*What is asked*: Search the listing below for the word "TypeScript" and copy each line that holds it.

*Input rows*:

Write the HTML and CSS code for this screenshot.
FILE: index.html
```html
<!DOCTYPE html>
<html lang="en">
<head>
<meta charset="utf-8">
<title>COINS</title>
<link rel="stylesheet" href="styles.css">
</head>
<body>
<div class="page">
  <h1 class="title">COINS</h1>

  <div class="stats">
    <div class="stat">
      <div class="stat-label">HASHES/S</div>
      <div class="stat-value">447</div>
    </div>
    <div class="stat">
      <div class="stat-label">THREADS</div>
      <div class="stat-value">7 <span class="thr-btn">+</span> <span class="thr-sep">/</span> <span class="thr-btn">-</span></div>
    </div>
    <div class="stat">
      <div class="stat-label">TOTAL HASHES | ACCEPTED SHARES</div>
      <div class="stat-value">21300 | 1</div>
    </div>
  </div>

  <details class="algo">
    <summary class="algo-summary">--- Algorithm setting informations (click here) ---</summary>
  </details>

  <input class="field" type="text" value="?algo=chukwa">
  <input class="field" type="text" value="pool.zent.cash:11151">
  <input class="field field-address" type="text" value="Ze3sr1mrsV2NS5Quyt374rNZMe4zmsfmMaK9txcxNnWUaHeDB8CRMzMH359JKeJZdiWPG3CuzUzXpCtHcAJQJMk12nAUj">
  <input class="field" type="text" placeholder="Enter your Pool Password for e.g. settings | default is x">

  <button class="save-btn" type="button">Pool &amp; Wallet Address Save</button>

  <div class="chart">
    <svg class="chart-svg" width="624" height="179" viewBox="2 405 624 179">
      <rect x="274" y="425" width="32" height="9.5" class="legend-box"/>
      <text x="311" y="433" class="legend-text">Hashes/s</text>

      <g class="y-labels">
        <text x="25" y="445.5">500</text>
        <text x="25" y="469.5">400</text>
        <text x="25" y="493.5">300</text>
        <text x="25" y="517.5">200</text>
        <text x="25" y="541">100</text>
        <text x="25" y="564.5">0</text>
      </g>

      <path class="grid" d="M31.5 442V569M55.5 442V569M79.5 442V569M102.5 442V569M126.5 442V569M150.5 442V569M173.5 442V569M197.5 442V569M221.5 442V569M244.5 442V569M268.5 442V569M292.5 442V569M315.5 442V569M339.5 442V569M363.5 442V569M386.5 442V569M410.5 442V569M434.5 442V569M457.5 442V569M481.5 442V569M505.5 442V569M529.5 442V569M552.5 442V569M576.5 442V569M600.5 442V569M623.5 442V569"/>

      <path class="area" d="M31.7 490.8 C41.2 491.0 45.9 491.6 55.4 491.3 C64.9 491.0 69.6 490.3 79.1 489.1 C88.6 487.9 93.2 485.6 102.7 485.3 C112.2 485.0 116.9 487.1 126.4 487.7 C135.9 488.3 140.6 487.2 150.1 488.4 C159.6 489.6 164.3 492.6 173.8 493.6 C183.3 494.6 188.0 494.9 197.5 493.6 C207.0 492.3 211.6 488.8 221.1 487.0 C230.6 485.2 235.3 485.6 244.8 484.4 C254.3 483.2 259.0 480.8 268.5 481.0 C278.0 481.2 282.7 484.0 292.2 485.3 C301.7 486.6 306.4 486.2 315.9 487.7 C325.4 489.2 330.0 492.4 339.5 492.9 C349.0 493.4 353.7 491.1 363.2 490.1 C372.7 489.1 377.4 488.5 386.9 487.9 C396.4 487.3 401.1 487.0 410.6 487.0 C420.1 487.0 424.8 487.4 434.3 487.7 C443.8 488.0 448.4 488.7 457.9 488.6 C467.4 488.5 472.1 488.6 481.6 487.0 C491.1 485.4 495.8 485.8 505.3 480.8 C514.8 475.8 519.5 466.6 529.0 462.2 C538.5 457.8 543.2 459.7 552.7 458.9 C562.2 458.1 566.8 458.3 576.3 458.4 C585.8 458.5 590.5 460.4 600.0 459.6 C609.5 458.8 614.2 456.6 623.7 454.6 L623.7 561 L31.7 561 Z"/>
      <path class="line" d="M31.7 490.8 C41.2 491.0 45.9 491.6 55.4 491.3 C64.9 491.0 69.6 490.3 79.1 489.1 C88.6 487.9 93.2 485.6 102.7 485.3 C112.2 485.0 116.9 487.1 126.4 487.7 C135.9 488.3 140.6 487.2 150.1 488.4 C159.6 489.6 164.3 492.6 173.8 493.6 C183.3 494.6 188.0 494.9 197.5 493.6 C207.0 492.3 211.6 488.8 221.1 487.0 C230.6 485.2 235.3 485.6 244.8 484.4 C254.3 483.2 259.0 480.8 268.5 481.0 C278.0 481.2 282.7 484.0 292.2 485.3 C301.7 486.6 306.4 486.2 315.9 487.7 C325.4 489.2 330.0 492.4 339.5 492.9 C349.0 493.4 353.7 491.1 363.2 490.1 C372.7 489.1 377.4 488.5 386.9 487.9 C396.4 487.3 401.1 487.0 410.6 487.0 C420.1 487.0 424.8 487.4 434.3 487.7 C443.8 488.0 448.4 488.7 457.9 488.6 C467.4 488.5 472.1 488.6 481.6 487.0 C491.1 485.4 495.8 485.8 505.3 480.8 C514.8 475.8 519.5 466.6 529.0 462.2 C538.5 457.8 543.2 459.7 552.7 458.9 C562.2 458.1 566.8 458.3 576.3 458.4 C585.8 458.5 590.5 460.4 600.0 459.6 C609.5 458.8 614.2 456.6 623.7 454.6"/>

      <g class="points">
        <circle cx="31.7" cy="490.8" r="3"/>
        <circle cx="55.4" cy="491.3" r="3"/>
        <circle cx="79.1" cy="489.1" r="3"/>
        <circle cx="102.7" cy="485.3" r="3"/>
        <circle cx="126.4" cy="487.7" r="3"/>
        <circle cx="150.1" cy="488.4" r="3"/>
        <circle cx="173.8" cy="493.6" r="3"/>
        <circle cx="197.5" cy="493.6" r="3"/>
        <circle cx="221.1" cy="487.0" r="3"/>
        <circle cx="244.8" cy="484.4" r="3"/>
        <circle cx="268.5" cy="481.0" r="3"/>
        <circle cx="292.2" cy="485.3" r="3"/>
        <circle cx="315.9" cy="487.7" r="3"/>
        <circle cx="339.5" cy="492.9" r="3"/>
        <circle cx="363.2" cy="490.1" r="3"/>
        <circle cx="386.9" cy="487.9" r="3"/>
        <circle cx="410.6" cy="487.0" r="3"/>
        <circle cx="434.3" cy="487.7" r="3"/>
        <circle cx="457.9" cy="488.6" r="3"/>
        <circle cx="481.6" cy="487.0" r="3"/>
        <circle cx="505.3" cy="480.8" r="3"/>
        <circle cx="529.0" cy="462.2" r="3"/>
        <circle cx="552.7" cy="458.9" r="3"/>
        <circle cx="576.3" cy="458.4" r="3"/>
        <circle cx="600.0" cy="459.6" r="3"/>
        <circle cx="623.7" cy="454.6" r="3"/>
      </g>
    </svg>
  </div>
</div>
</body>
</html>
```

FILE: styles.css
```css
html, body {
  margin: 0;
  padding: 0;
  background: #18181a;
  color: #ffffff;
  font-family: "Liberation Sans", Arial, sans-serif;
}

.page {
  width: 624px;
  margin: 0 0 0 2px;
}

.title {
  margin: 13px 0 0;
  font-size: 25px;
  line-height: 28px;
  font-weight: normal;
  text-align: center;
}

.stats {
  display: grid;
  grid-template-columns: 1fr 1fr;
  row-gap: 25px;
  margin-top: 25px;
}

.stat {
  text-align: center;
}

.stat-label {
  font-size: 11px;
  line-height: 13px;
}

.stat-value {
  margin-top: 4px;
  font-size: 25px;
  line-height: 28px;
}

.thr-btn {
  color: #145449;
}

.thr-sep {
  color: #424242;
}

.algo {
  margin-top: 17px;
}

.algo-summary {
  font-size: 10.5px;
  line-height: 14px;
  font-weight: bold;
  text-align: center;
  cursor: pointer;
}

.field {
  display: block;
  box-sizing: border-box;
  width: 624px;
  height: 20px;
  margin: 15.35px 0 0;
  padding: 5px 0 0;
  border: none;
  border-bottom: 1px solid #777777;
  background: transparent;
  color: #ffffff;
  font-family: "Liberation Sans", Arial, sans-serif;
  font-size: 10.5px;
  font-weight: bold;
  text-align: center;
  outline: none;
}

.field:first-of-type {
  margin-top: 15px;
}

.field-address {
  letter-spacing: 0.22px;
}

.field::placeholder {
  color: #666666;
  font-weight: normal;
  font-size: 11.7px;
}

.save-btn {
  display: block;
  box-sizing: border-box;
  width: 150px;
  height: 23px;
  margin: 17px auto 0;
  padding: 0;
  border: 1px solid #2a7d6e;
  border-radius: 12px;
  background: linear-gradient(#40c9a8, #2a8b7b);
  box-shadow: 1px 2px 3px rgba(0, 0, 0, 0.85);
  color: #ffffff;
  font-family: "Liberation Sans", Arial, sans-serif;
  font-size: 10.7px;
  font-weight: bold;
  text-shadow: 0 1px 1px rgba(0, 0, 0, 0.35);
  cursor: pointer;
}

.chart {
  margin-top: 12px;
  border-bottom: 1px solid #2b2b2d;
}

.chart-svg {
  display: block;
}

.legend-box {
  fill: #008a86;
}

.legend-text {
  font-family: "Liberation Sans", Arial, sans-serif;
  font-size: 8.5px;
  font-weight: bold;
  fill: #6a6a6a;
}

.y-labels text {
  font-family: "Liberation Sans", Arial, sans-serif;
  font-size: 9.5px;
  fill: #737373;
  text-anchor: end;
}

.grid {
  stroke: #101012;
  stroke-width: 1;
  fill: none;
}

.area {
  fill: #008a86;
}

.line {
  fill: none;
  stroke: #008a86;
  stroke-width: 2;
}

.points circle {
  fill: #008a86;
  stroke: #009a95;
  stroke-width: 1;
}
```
* * *
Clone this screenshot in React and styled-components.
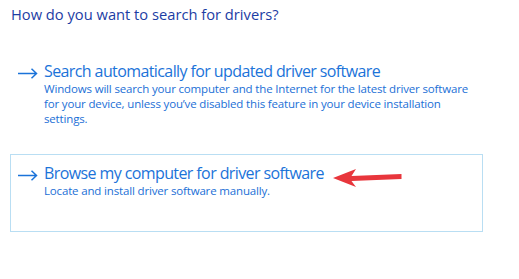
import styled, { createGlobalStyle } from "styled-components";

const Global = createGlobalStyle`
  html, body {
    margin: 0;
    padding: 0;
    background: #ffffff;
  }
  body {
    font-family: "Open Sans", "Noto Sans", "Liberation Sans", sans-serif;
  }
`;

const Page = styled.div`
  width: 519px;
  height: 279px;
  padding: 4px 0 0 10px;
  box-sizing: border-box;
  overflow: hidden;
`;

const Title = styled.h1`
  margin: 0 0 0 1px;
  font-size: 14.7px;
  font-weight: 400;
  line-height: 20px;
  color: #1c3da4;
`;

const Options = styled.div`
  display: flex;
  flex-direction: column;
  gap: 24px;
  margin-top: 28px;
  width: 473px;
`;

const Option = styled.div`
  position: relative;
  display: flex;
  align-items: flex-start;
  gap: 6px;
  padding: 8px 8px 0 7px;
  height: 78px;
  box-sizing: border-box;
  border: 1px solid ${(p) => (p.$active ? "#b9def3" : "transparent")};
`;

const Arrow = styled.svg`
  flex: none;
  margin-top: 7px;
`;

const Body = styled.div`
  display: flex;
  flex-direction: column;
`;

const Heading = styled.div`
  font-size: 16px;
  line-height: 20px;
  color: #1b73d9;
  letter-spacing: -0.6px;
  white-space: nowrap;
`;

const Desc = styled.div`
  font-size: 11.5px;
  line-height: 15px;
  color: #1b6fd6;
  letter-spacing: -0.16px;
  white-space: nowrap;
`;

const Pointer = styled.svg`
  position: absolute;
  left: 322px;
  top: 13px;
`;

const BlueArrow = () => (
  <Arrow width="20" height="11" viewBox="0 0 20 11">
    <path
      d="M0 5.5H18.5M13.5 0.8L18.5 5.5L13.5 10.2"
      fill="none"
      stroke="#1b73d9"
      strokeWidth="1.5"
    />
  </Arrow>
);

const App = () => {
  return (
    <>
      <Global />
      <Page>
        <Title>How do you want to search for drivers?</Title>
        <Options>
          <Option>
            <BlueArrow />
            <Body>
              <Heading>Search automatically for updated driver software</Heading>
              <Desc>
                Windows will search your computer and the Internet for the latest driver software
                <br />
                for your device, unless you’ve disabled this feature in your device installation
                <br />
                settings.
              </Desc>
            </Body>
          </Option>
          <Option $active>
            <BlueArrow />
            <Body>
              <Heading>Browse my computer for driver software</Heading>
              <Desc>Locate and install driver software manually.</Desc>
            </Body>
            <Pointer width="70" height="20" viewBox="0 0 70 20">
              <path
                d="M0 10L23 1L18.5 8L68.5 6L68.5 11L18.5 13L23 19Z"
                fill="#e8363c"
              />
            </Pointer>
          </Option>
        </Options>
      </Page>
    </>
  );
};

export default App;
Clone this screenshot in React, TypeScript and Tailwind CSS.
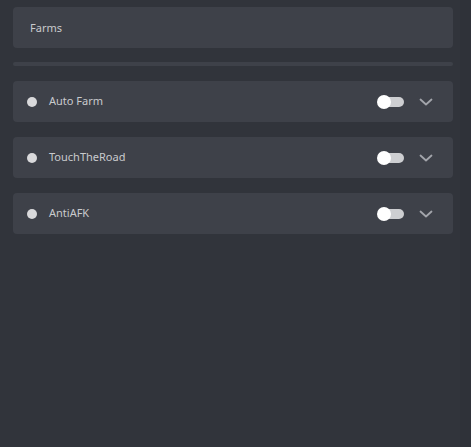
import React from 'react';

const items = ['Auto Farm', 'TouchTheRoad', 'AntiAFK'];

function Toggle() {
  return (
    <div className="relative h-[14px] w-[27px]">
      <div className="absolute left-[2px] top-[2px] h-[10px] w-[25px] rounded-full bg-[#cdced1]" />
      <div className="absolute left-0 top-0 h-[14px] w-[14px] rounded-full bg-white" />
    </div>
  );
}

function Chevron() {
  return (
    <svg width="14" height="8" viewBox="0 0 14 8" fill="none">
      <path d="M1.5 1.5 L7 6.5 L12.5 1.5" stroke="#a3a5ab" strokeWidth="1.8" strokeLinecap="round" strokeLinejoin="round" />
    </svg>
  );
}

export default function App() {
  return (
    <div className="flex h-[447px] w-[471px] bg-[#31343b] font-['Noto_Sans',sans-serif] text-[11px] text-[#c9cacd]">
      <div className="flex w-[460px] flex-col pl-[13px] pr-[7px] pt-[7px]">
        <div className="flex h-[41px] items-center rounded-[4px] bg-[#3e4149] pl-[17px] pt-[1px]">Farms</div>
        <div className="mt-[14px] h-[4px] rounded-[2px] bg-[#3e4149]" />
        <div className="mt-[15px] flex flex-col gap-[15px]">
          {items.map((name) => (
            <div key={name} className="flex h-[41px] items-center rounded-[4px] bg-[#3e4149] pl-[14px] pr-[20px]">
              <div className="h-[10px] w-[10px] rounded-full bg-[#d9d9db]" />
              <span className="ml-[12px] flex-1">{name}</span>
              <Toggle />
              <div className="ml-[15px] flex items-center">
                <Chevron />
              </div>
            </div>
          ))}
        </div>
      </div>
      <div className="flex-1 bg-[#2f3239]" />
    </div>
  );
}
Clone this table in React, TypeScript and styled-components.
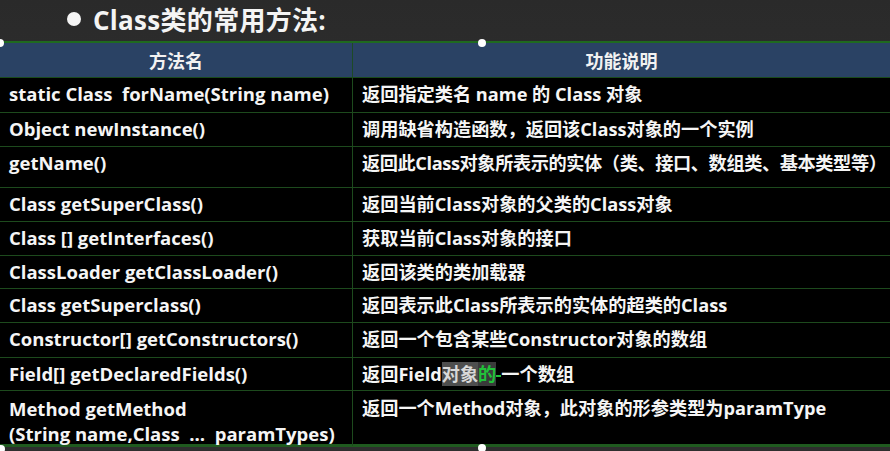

*Result for this exercise*:
Clone this screenshot in React, TypeScript and Tailwind CSS.
Clone this table in React, TypeScript and styled-components.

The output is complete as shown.